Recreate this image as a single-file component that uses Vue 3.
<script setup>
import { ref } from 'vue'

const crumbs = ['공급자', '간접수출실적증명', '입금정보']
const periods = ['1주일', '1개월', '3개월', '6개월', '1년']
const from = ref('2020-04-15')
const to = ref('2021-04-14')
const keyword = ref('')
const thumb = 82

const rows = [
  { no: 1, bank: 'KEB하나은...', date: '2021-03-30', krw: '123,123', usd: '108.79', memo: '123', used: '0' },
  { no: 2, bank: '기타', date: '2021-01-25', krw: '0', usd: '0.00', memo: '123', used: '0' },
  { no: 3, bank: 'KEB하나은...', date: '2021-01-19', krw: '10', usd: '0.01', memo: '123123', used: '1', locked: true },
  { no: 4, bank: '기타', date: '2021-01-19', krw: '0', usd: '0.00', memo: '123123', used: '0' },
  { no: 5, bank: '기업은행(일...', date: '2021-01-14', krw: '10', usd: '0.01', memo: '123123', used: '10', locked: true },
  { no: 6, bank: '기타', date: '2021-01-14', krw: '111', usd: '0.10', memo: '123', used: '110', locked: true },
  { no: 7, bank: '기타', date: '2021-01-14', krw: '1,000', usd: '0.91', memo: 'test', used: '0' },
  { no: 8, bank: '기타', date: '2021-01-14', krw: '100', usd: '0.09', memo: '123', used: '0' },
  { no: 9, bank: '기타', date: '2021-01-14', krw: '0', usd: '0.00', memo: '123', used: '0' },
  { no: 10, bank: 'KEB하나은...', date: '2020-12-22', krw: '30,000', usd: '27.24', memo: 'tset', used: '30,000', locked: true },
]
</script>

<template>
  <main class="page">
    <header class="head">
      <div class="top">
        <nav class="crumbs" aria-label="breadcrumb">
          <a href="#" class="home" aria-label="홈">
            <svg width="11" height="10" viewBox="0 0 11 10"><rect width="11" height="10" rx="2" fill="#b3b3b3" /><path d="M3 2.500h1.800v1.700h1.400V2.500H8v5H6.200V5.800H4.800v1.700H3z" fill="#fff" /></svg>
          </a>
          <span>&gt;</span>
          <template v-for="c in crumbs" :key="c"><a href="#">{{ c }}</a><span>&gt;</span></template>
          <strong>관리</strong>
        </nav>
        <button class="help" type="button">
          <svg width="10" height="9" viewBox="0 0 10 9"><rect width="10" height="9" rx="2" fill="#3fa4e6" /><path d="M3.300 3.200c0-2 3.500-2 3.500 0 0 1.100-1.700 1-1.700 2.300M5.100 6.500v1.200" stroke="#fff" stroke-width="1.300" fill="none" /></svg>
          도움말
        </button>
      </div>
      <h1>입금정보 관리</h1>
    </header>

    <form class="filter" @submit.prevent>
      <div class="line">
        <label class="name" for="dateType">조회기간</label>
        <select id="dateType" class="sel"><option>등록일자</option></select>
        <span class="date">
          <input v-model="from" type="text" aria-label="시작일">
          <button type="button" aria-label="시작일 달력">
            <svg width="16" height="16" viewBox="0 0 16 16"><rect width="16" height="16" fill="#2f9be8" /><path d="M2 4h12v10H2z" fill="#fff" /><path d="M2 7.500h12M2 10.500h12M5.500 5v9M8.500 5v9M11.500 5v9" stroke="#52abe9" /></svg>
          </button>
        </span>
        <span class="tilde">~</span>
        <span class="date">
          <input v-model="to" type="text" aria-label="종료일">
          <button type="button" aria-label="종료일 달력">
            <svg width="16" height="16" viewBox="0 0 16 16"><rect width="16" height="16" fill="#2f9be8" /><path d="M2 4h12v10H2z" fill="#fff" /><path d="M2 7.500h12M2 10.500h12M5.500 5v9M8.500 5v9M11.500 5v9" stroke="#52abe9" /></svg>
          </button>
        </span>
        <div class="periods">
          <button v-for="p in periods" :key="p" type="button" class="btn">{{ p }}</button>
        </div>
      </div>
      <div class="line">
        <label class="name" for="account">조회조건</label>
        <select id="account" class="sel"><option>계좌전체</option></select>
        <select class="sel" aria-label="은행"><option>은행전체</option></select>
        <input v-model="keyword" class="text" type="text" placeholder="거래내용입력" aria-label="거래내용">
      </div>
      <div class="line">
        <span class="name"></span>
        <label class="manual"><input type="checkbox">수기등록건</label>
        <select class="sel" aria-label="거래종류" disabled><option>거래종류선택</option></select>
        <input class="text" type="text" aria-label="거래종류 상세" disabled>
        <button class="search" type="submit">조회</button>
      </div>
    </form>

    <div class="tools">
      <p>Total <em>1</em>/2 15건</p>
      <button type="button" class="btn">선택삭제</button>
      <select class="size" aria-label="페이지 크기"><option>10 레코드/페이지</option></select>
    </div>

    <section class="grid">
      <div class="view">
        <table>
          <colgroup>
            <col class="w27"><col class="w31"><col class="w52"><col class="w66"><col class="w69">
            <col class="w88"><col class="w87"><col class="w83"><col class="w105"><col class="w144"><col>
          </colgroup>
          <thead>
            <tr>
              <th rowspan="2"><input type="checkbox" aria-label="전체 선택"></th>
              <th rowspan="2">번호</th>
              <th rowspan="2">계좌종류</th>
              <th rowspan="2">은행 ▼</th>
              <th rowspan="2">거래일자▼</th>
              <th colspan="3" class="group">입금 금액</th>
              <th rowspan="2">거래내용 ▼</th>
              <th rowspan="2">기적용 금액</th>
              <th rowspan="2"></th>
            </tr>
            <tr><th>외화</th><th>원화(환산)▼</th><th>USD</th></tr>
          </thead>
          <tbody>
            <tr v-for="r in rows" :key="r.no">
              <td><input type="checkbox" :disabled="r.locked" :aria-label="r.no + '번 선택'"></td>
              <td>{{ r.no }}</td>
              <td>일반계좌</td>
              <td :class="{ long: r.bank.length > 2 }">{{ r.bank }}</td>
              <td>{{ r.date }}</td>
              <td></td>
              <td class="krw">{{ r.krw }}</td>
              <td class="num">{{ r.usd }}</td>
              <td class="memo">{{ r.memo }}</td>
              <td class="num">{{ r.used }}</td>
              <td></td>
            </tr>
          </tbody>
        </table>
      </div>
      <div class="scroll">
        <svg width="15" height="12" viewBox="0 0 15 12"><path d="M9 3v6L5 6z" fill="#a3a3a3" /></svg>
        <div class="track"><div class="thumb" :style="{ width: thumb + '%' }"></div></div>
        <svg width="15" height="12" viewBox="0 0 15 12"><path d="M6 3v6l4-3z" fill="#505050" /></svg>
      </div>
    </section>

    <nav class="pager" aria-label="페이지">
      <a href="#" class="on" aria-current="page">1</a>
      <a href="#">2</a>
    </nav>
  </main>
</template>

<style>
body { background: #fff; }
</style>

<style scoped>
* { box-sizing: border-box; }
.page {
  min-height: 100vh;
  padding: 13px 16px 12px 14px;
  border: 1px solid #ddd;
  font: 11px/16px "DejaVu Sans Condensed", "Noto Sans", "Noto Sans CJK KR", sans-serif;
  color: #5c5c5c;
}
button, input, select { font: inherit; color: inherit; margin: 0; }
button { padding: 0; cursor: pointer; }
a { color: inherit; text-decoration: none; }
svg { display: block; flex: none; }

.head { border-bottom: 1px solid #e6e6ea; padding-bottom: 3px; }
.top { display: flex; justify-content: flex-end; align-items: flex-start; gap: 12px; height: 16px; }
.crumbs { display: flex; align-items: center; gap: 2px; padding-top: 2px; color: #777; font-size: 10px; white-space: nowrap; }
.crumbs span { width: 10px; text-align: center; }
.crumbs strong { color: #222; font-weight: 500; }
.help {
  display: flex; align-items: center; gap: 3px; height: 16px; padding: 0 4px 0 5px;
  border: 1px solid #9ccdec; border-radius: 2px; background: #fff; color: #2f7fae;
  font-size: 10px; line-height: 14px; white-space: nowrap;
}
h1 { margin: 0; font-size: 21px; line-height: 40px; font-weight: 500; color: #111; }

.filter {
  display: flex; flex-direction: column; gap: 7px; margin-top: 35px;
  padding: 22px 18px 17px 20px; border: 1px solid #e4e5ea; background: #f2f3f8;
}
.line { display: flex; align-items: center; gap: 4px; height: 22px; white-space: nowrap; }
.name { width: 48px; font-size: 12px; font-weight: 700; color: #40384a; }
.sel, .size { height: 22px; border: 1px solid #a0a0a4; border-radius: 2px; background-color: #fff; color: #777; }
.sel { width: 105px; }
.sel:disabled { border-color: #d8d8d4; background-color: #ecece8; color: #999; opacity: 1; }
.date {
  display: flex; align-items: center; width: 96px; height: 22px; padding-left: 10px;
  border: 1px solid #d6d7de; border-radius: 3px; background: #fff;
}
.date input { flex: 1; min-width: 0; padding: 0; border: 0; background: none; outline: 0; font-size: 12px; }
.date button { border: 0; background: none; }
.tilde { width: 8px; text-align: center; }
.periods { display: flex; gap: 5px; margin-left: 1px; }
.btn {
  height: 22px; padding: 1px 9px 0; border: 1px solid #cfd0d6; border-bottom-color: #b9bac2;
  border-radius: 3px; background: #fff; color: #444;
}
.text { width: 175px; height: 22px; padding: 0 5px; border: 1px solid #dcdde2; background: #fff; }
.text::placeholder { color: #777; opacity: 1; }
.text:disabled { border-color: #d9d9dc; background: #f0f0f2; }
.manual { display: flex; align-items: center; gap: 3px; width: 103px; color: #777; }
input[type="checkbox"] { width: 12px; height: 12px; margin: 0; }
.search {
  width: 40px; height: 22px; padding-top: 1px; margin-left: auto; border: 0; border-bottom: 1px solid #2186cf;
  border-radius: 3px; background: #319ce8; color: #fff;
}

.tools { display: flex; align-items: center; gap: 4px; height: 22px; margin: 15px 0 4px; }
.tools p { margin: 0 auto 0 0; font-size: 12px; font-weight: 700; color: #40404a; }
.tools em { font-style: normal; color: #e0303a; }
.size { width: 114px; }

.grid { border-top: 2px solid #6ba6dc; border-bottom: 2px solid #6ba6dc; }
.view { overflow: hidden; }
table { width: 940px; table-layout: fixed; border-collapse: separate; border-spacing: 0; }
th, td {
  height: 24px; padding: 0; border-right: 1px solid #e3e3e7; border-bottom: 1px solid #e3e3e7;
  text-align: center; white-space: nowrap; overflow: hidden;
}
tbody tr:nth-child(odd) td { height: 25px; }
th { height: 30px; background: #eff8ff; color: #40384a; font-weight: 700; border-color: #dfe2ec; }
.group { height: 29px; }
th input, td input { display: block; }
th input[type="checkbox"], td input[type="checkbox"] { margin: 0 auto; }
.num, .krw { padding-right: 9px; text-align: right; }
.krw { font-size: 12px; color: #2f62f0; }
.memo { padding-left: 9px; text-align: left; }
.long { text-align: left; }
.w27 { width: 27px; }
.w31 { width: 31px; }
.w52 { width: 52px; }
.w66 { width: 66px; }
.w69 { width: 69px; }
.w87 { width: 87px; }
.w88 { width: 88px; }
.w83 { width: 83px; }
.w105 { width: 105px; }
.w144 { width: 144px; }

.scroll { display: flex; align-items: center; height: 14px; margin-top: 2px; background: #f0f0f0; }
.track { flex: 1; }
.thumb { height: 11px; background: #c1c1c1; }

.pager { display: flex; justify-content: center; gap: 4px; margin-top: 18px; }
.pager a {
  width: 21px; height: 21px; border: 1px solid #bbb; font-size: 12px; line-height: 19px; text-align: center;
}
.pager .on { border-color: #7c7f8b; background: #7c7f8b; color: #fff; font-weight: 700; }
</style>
______________________________
What to produce: Print the material above verbatim, first line through the line containing "const thumb = 82", both included.

Solution to this problem:
Recreate this image as a single-file component that uses Vue 3.
<script setup>
import { ref } from 'vue'

const crumbs = ['공급자', '간접수출실적증명', '입금정보']
const periods = ['1주일', '1개월', '3개월', '6개월', '1년']
const from = ref('2020-04-15')
const to = ref('2021-04-14')
const keyword = ref('')
const thumb = 82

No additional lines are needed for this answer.